Opponents of a Brooklyn redevelopment project packed a Community Board 1 meeting last night in Williamsburg, drowning out a presentation by the city’s Housing Preservation and Development office, in a battle that could influence City Council primaries in the 33rd and 34th districts this September.
Roughly 50 protesters, armed with signs and a bullhorn, chanted “Open Process” and “Shut It Down” inside a community room at the Swingin’ 60s Senior Center.
After calling for order several times, board chairman Vincent Abate—presiding over what would be his last meeting after nearly 30 years on the board—allowed the protest and presentation to continue simultaneously.
The crowd seemed to feed on the disorder, growing even louder as a series of HPD representatives tried to outline the proposed plan, which would rezone approximately 20 acres of land near the border of Broadway and Flushing Avenue at the borders of Williamsburg, Bushwick and Bedford-Stuyvesant.

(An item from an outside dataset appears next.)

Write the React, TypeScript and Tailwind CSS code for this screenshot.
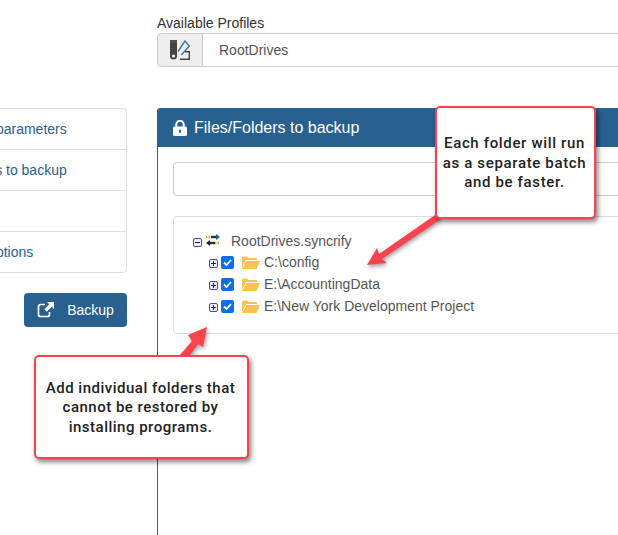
const navItems = ["Set backup parameters", "Files/Folders to backup", "Schedule", "Advanced options"];

const folders = ["C:\\config", "E:\\AccountingData", "E:\\New York Development Project"];

function Swatch() {
  return (
    <svg width="20" height="20" viewBox="0 0 20 20">
      <path d="M0 0h7v16a3.500 3.500 0 0 1-7 0z" fill="#444" />
      <path d="M0 0h7v3H0z" fill="#5a4a40" />
      <circle cx="3.500" cy="16" r="1.500" fill="#fff" />
      <path d="M8 11.500L15 1l4.300 5-8 9" fill="none" stroke="#3a78ac" strokeWidth="1.400" />
      <path d="M10 19.300h9.300v-7.600H15" fill="none" stroke="#444" strokeWidth="1.400" />
    </svg>
  );
}

function SyncIcon() {
  return (
    <svg width="14" height="12" viewBox="0 0 14 12">
      <path d="M0 3h5" stroke="#e8a33a" strokeWidth="2.400" strokeDasharray="1.500 1" />
      <path d="M5 3h6" stroke="#33302c" strokeWidth="2.400" />
      <path d="M10 0l4 3-4 3z" fill="#1f5f9f" />
      <path d="M9 9h5" stroke="#e8a33a" strokeWidth="2.400" strokeDasharray="1.500 1" />
      <path d="M3 9h6" stroke="#33302c" strokeWidth="2.400" />
      <path d="M4 6L0 9l4 3z" fill="#222" />
    </svg>
  );
}

function LockIcon() {
  return (
    <svg width="14" height="16" viewBox="0 0 14 16">
      <path d="M3.300 7V4.500a3.700 3.700 0 0 1 7.400 0V7" fill="none" stroke="#fff" strokeWidth="2" />
      <rect x="0" y="6.500" width="14" height="9.500" rx="1.500" fill="#fff" />
      <rect x="6" y="9.500" width="2" height="3.500" rx="1" fill="#286090" />
    </svg>
  );
}

function FolderIcon() {
  return (
    <svg width="18" height="13" viewBox="0 0 18 13" className="shrink-0">
      <path d="M0 12V1.500A1 1 0 0 1 1 .5h4l1.500 1.500H14a1 1 0 0 1 1 1V4H4L0 12z" fill="#fcc44f" />
      <path d="M4.500 5H18l-3.500 8H0z" fill="#fcc44f" />
    </svg>
  );
}

function TreeToggle({ open }: { open?: boolean }) {
  return (
    <span className="flex h-[9px] w-[9px] shrink-0 items-center justify-center rounded-[2px] border border-[#4a4a9a] bg-[#eef]">
      <svg width="7" height="7" viewBox="0 0 7 7">
        <path d="M1 3.500h5" stroke="#1a1a9a" strokeWidth="1" />
        {!open && <path d="M3.500 1v5" stroke="#1a1a9a" strokeWidth="1" />}
      </svg>
    </span>
  );
}

function Check() {
  return (
    <span className="flex h-[13px] w-[13px] shrink-0 items-center justify-center rounded-[2px] bg-[#0b6fe8]">
      <svg width="11" height="11" viewBox="0 0 11 11">
        <path d="M2 5.500l2.500 2.500L9 3" fill="none" stroke="#fff" strokeWidth="1.800" />
      </svg>
    </span>
  );
}

function Callout({ className, lines }: { className: string; lines: string[] }) {
  return (
    <div
      className={`absolute flex flex-col items-center justify-center rounded-[5px] border-2 border-[#f9444e] bg-white pt-[2px] text-center font-medium text-[#222] shadow-[2px_3px_5px_rgba(0,0,0,0.5)] ${className}`}
      style={{ fontFamily: "Roboto, sans-serif" }}
    >
      {lines.map(l => (
        <div key={l} className="text-[15px] leading-[19.5px]">{l}</div>
      ))}
    </div>
  );
}

export default function App() {
  return (
    <div
      className="relative flex h-[535px] w-[618px] overflow-hidden bg-white text-[14px] text-[#555]"
      style={{ fontFamily: '"Liberation Sans", Arial, sans-serif' }}
    >
      {/* Sidebar, runs off the left edge */}
      <div className="ml-[-94px] mr-[30px] w-[221px] shrink-0 pt-[108px]">
        <div className="rounded-[4px] border border-[#ddd]">
          {navItems.map((item, i) => (
            <div
              key={item}
              className={`whitespace-nowrap px-[15px] leading-[20px] text-[#2a6090] ${i ? "h-[41px] border-t border-[#ddd] pt-[10px]" : "h-[40px] pt-[10px]"}`}
            >
              {item}
            </div>
          ))}
        </div>
        <div className="mt-[20px] flex justify-end">
          <button className="flex h-[34px] w-[103px] items-center justify-center gap-[13px] rounded-[4px] bg-[#286090] text-white">
            <svg width="17" height="16" viewBox="0 0 17 16">
              <path d="M8 2.500H3.500a2 2 0 0 0-2 2v8a2 2 0 0 0 2 2h7a2 2 0 0 0 2-2V10" fill="none" stroke="#fff" strokeWidth="1.700" />
              <path d="M10 0h7v7l-2.300-2.300-5 5-2.400-2.400 5-5z" fill="#fff" />
            </svg>
            Backup
          </button>
        </div>
      </div>

      {/* Main column */}
      <div className="w-[600px] shrink-0 pt-[13px]">
        <div className="h-[20px] leading-[20px] text-[#333]">Available Profiles</div>
        <div className="flex h-[34px]">
          <div className="flex w-[46px] items-center justify-center rounded-l-[4px] border border-[#ccc] bg-[#eee]">
            <Swatch />
          </div>
          <div className="flex flex-1 items-center border border-l-0 border-[#ccc] pl-[16px]">RootDrives</div>
        </div>

        <div className="mt-[41px] h-[500px] rounded-t-[4px] border-l border-[#286090]">
          <div className="-ml-px flex h-[39px] items-center gap-[7px] rounded-t-[4px] bg-[#286090] pl-[16px] text-[16px] text-white">
            <LockIcon />
            Files/Folders to backup
          </div>
          <div className="px-[15px] pt-[15px]">
            <div className="h-[34px] rounded-[4px] border border-[#ccc]" />
            <div className="mt-[20px] h-[118px] rounded-[4px] border border-[#ddd] pl-[19px] pt-[15px]">
              <div className="flex h-[19px] items-center">
                <span className="mt-[2px]"><TreeToggle open /></span>
                <span className="ml-[4px] -mt-[3px]"><SyncIcon /></span>
                <span className="ml-[11px]">RootDrives.syncrify</span>
              </div>
              {folders.map(f => (
                <div key={f} className="ml-[16px] flex h-[22px] items-center">
                  <span className="mt-[3px]"><TreeToggle /></span>
                  <span className="ml-[3px] mt-[1px]"><Check /></span>
                  <span className="ml-[8px]"><FolderIcon /></span>
                  <span className="ml-[4px]">{f}</span>
                </div>
              ))}
            </div>
          </div>
        </div>
      </div>

      {/* Annotation arrows */}
      <svg className="absolute left-0 top-0" width="618" height="535" style={{ filter: "drop-shadow(1px 2px 2px rgba(0,0,0,0.4))" }}>
        <path d="M438 213L441 219L382 259L387 263L367 265L377 248L379 254z" fill="#f9444e" />
        <path d="M180 355L192 341L188 335L207 327L203 347L198 344L188 358z" fill="#f9444e" />
      </svg>

      <Callout className="left-[435px] top-[106px] h-[113px] w-[161px] pr-[2px] tracking-[0.65px]" lines={["Each folder will run", "as a separate batch", "and be faster."]} />
      <Callout className="left-[34px] top-[355px] h-[104px] w-[215px] pr-[2px] tracking-[0.5px]" lines={["Add individual folders that", "cannot be restored by", "installing programs."]} />
    </div>
  );
}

The protesters think that the city plan doesn’t maximize the amount of affordable housing on one of the last, large open parcels in the area. The city—whose plan enjoys the strong backing of Brooklyn Democratic boss Vito Lopez, as well as local councilman and city comptroller candidate David Yassky—is proposing to build eight-story buildings. The protesters want 25-story buildings spread over 40 acres.
The protesters’ vision is very different from the city’s plan in other ways, too, calling for—among other things—pneumatic tubes to whisk away garbage, a community-owned power utility, and a neighborhood land trust. A Pratt professor who helped design the plan said last week that “the general gist of the plan is doable.”
The organizers of the protest claim that influential community groups were left out of the planning process for the site, and that the process was dictated by Assemblyman Vito Lopez, the head of the Brooklyn Democratic organization.
The dispute has become a lightning rod in the contested race for the 34th Council district. When CB1 district manager and Council candidate Gerry Esposito briefly stepped out of the raucous meeting to consult with a Community Affairs officer from NYPD, some in the crowd jeered.
“Where you going, Gerry?” hollered Rob Solano, one of the group’s organizers, who later said he had left messages for Mr. Esposito trying to relocate the meeting in anticipation of the large crowd. Mr. Esposito is running against incumbent Councilwoman Diana Reyna, who arrived later and denounced the city’s plan.
Board members shifted uncomfortably in their seats during the uproar, and at least one decamped for the hallway. The chants kept going—“We Won’t Listen” and “Transparency”—but HPD soldiered through the presentation, whether board members could hear them or not.